What is asked » Transcribe all of the material exactly. Any picture in it should be left out.

= = = = = = =

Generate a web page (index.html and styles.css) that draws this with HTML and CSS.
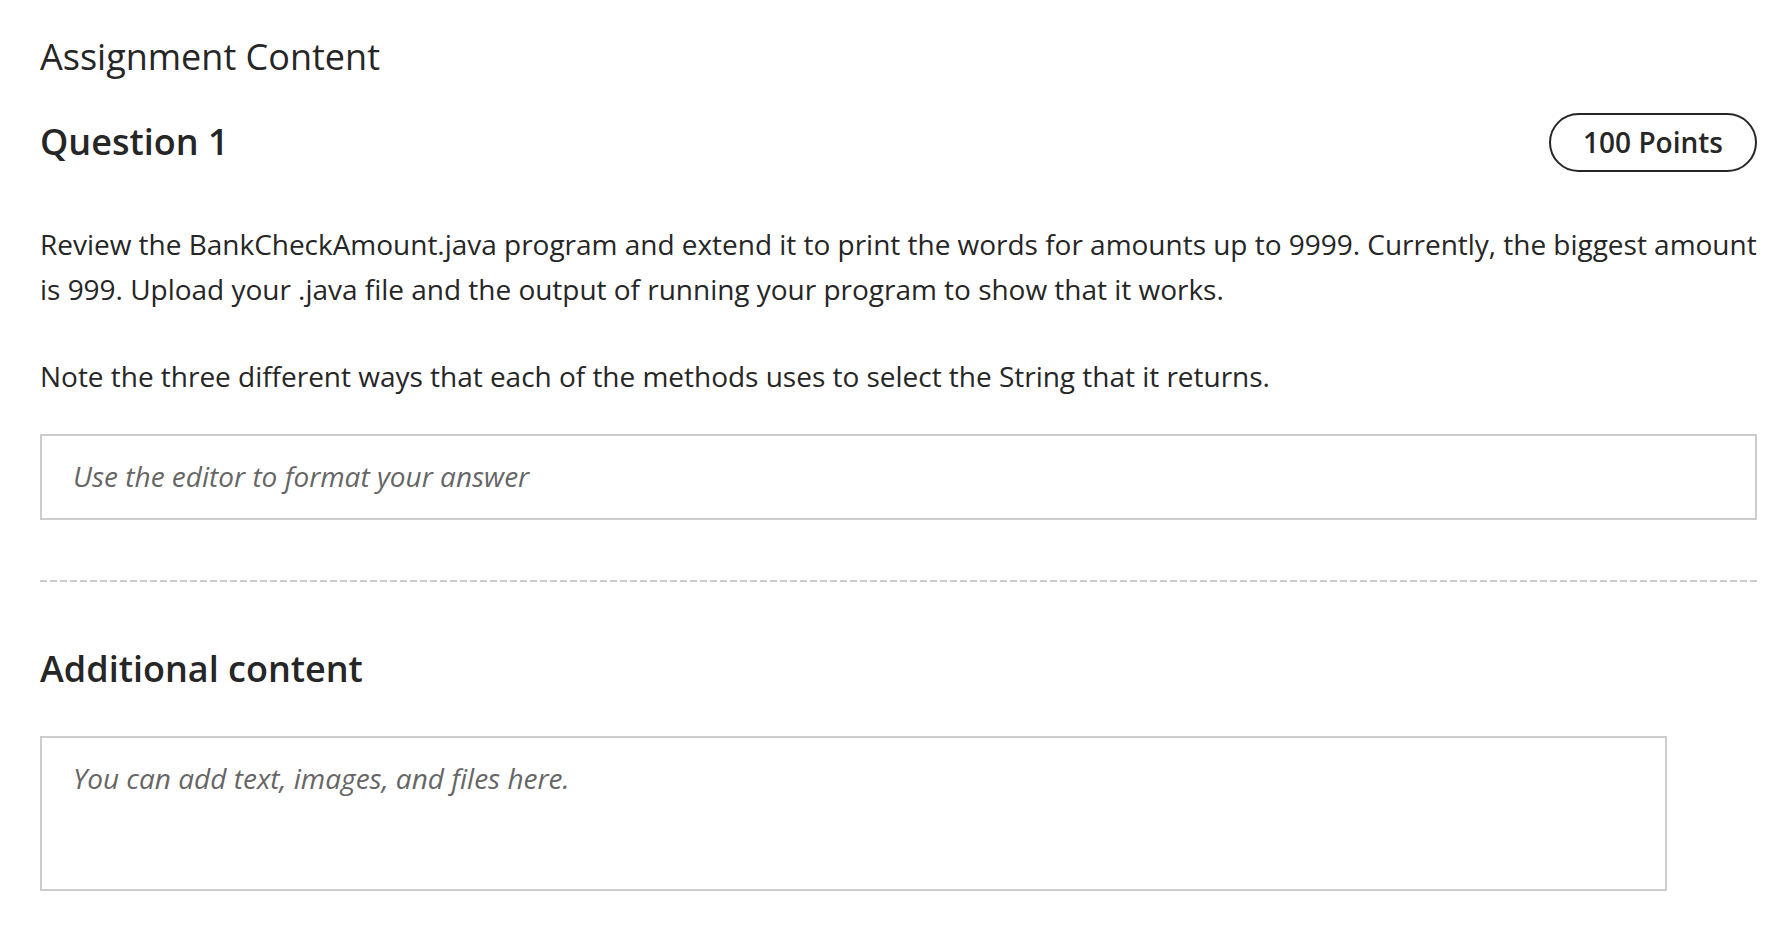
FILE: index.html
```html
<!DOCTYPE html>
<html lang="en">
<head>
<meta charset="utf-8">
<title>Assignment Content</title>
<link rel="stylesheet" href="styles.css">
</head>
<body>
<main class="page">
  <h1 class="page-title">Assignment Content</h1>
  <section class="question">
    <div class="question-head">
      <h2 class="question-title">Question 1</h2>
      <span class="points">100 Points</span>
    </div>
    <div class="question-body">
      <p>Review the BankCheckAmount.java program and extend it to print the words for amounts up to 9999. Currently, the biggest amount is 999. Upload your .java file and the output of running your program to show that it works.</p>
      <p>Note the three different ways that each of the methods uses to select the String that it returns.</p>
    </div>
    <div class="editor answer">Use the editor to format your answer</div>
  </section>
  <hr class="divider">
  <section class="additional">
    <h2 class="additional-title">Additional content</h2>
    <div class="editor extra">You can add text, images, and files here.</div>
  </section>
</main>
</body>
</html>
```

FILE: styles.css
```css
html, body {
  margin: 0;
  padding: 0;
  background: #ffffff;
}

body {
  font-family: "Open Sans", "Noto Sans", sans-serif;
  color: #262626;
}

.page {
  width: 1717px;
  padding: 33px 0 0 40px;
  box-sizing: content-box;
}

.page-title {
  margin: 0;
  font-size: 36px;
  line-height: 48px;
  font-weight: 400;
}

.question-head {
  margin-top: 32px;
  display: flex;
  align-items: center;
  justify-content: space-between;
  height: 58px;
}

.question-title {
  margin: 0;
  font-size: 36px;
  line-height: 48px;
  font-weight: 600;
}

.points {
  display: inline-flex;
  align-items: center;
  justify-content: center;
  box-sizing: border-box;
  height: 59px;
  padding: 0 32px;
  border: 2px solid #262626;
  border-radius: 30px;
  font-size: 28px;
  font-weight: 600;
  line-height: 1;
}

.question-body {
  margin-top: 51px;
  margin-right: -24px;
}

.question-body p {
  margin: 0 0 42px;
  font-size: 28px;
  line-height: 45px;
  letter-spacing: -0.02px;
}

.question-body p:last-child {
  margin-bottom: 0;
}

.editor {
  box-sizing: border-box;
  border: 2px solid #cccccc;
  padding: 18px 31px;
  font-size: 28px;
  line-height: 45px;
  font-style: italic;
  color: #666666;
}

.answer {
  margin-top: 35px;
  height: 86px;
}

.divider {
  margin: 60px 0 0;
  border: 0;
  height: 2px;
  background: repeating-linear-gradient(90deg, #cccccc 0 7px, transparent 7px 10px);
}

.additional {
  margin-top: 65px;
}

.additional-title {
  margin: 0;
  font-size: 36px;
  line-height: 44px;
  font-weight: 600;
}

.extra {
  margin-top: 45px;
  width: 1627px;
  height: 155px;
}
```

= = = = = = =

Answer to the exercise »
Generate a web page (index.html and styles.css) that draws this with HTML and CSS.
FILE: index.html
```html
<!DOCTYPE html>
<html lang="en">
<head>
<meta charset="utf-8">
<title>Assignment Content</title>
<link rel="stylesheet" href="styles.css">
</head>
<body>
<main class="page">
  <h1 class="page-title">Assignment Content</h1>
  <section class="question">
    <div class="question-head">
      <h2 class="question-title">Question 1</h2>
      <span class="points">100 Points</span>
    </div>
    <div class="question-body">
      <p>Review the BankCheckAmount.java program and extend it to print the words for amounts up to 9999. Currently, the biggest amount is 999. Upload your .java file and the output of running your program to show that it works.</p>
      <p>Note the three different ways that each of the methods uses to select the String that it returns.</p>
    </div>
    <div class="editor answer">Use the editor to format your answer</div>
  </section>
  <hr class="divider">
  <section class="additional">
    <h2 class="additional-title">Additional content</h2>
    <div class="editor extra">You can add text, images, and files here.</div>
  </section>
</main>
</body>
</html>
```

FILE: styles.css
```css
html, body {
  margin: 0;
  padding: 0;
  background: #ffffff;
}

body {
  font-family: "Open Sans", "Noto Sans", sans-serif;
  color: #262626;
}

.page {
  width: 1717px;
  padding: 33px 0 0 40px;
  box-sizing: content-box;
}

.page-title {
  margin: 0;
  font-size: 36px;
  line-height: 48px;
  font-weight: 400;
}

.question-head {
  margin-top: 32px;
  display: flex;
  align-items: center;
  justify-content: space-between;
  height: 58px;
}

.question-title {
  margin: 0;
  font-size: 36px;
  line-height: 48px;
  font-weight: 600;
}

.points {
  display: inline-flex;
  align-items: center;
  justify-content: center;
  box-sizing: border-box;
  height: 59px;
  padding: 0 32px;
  border: 2px solid #262626;
  border-radius: 30px;
  font-size: 28px;
  font-weight: 600;
  line-height: 1;
}

.question-body {
  margin-top: 51px;
  margin-right: -24px;
}

.question-body p {
  margin: 0 0 42px;
  font-size: 28px;
  line-height: 45px;
  letter-spacing: -0.02px;
}

.question-body p:last-child {
  margin-bottom: 0;
}

.editor {
  box-sizing: border-box;
  border: 2px solid #cccccc;
  padding: 18px 31px;
  font-size: 28px;
  line-height: 45px;
  font-style: italic;
  color: #666666;
}

.answer {
  margin-top: 35px;
  height: 86px;
}

.divider {
  margin: 60px 0 0;
  border: 0;
  height: 2px;
  background: repeating-linear-gradient(90deg, #cccccc 0 7px, transparent 7px 10px);
}

.additional {
  margin-top: 65px;
}

.additional-title {
  margin: 0;
  font-size: 36px;
  line-height: 44px;
  font-weight: 600;
}

.extra {
  margin-top: 45px;
  width: 1627px;
  height: 155px;
}
```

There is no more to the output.